I love that you infuse the spirit of Tassajara into the recipe! Ed Brown is always asking us to taste for ourselves and cook dishes that suite us--you did just that! It seems that your Tassajara recipes is perfectly Tassajara.
I have been scowering the bloggesphere for ideas on how to use up my red cabbage and all i had to do was drop by one of my favourites! thanks!
Sounds delicious! I love purple cabbage slaws!
This looks amazing. I love cabbage and feta cheese.
I LOVE red cabbage in salads, try to make every single one I see, and yours will be at our table soon for sure such nice color...
Hi Heidi I NEVER ate cabbage until one day during a pregnancy. I found myself craving for cabbage and since that that day I enjoy cabbage with passion. Thank you Heidi for this recipe which I can't wait to try out tomorrow. South Africa tomorrow though. The time now is 8:46pm.
This reminds me of something my grandma would make that I haven't had in years - thanks for the memories and great ideas!

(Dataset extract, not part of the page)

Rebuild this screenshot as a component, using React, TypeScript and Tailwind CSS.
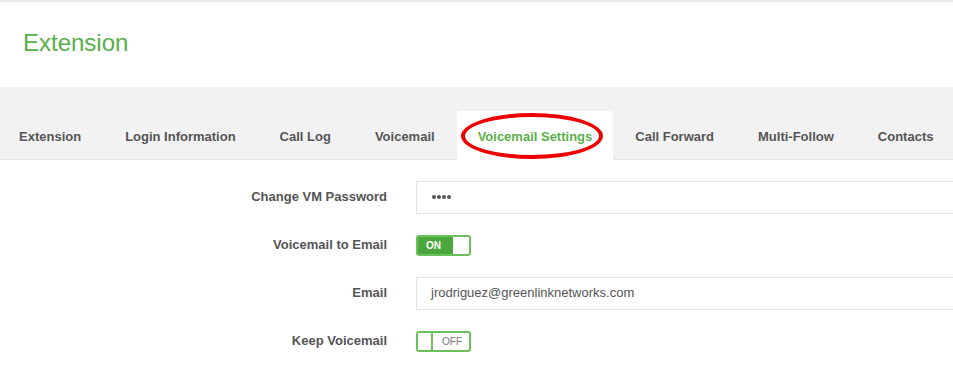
const tabs = [
  "Extension",
  "Login Information",
  "Call Log",
  "Voicemail",
  "Voicemail Settings",
  "Call Forward",
  "Multi-Follow",
  "Contacts",
];

function Toggle({ on }: { on: boolean }) {
  return (
    <div className="flex h-[21px] w-[55px] shrink-0 overflow-hidden rounded-[3px] border-2 border-[#6cc05c] bg-white">
      {on ? (
        <>
          <div className="flex w-[35px] items-center justify-center bg-[#4ba73d] pr-[4px] text-[10px] font-bold text-white">
            ON
          </div>
          <div className="flex-1 bg-white" />
        </>
      ) : (
        <>
          <div className="w-[15px] border-r-2 border-[#6cc05c] bg-white" />
          <div className="flex flex-1 items-center justify-center pl-[2px] text-[10px] text-[#777]">
            OFF
          </div>
        </>
      )}
    </div>
  );
}

function Row({ label, children }: { label: string; children: React.ReactNode }) {
  return (
    <div className="flex h-[34px] items-center">
      <div className="w-[387px] shrink-0 whitespace-nowrap text-right text-[13px] font-bold text-[#555]">
        {label}
      </div>
      <div className="ml-[29px] flex shrink-0 items-center">{children}</div>
    </div>
  );
}

export default function App() {
  return (
    <main
      className="h-[369px] w-[953px] overflow-hidden bg-white"
      style={{ fontFamily: '"Liberation Sans", Arial, sans-serif' }}
    >
      <div className="h-[2px] bg-[#e8e8e8]" />
      <header className="flex h-[85px] items-center px-[23px]">
        <h1 className="-mt-[3px] text-[24px] text-[#55b047]">Extension</h1>
      </header>

      <nav className="relative h-[73px] border-b border-[#e6e6e6] bg-[#f2f2f2]">
        <div className="ml-[-3px] flex h-full items-end">
          {tabs.map((tab) => {
            const active = tab === "Voicemail Settings";
            return (
              <div
                key={tab}
                className={
                  active
                    ? "relative -mb-px flex h-[49px] shrink-0 items-center whitespace-nowrap rounded-t-[3px] bg-white px-[21px] pt-[3px] text-[13px] font-bold text-[#5aaf4a]"
                    : "flex h-[48px] shrink-0 items-center whitespace-nowrap px-[22px] pt-[4px] text-[13px] font-bold text-[#555]"
                }
              >
                {tab}
                {active && (
                  <div className="pointer-events-none absolute left-[4px] top-[2px] h-[46px] w-[142px] rounded-[50%] border-[4px] border-[#ee0000]" />
                )}
              </div>
            );
          })}
        </div>
      </nav>

      <form className="flex flex-col gap-[14px] pt-[20px]">
        <Row label="Change VM Password">
          <div className="flex h-[33px] w-[560px] items-center gap-[1px] border border-[#e3e3e3] pl-[15px] text-[13px] text-[#555]">
            <span className="h-[4px] w-[4px] rounded-full bg-[#555]" />
            <span className="h-[4px] w-[4px] rounded-full bg-[#555]" />
            <span className="h-[4px] w-[4px] rounded-full bg-[#555]" />
            <span className="h-[4px] w-[4px] rounded-full bg-[#555]" />
          </div>
        </Row>
        <Row label="Voicemail to Email">
          <Toggle on />
        </Row>
        <Row label="Email">
          <div className="flex h-[33px] w-[560px] items-center border border-[#e3e3e3] pl-[14px] text-[13px] text-[#555]">
            jrodriguez@greenlinknetworks.com
          </div>
        </Row>
        <Row label="Keep Voicemail">
          <Toggle on={false} />
        </Row>
      </form>
    </main>
  );
}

Dear Heidi, This is a lot like one I make and I would add Cranberries and Raisins and pecans toasted too. Just to be extra pretty. I will often chop up some pineapple too. That adds to the crunchy, sweet/sour flavors and also adds a bit of protein. I love your recipes and share them all the time with other friends and family. Thanks for sharing with us.
I like how you talk about barely ever getting tired of cooking. I think that's something that applies to lots of us, yet we rarely actually stop to think about it. In cooking, there is always so much to learn.
Thanks so much for this! I used to work for a lovely Polish woman who cooked cabbage in some different form every day. I miss it so much, and yet hadn't researched any good cabbage recipes on my own. Greatly appreciated.
Thank you for this Heidi and amen to your thoughts on cooking. It is my meditation and my gift to myself and my family and friends. By the way, I am in deep mourning about the loss of Gourmet magazine which I have been reading for 40 plus years. Your blog is providing some significant solace by inspiring my cooking regularly.
I love your website, and this recipe looks great. One question, though: The pictures here for this website look like radicchio to me, not red cabbage. Did you use radicchio instead?
Mmm...looks great. What is Tassajara? Tassajara is a Zen Mountain Center, a legendary Buddhist monastery set deep in California's Ventana Wilderness, is famous for its healthy gourmet vegetarian cuisine.
This looks fantastic, as always! And I agree - it helps to try out new things one night and stick to the tried and true things other nights, makes cooking more interesting that way!
Looks delish! From the picture it looks more like radicchio than the red cabbage you get here in Scotland - looks much finer and lighter. Cheers for recipe. HS: Hi Emma, you can use either really.
I'm part Danish and have made "Danish Red Cabbage" which is usually served at Christmas. It's somewhat similar in ingredients, but without the sunflower seeds, rosemary, raisins, garlic and cheese. But it would be interesting to mix it up this way--I'll have to try it.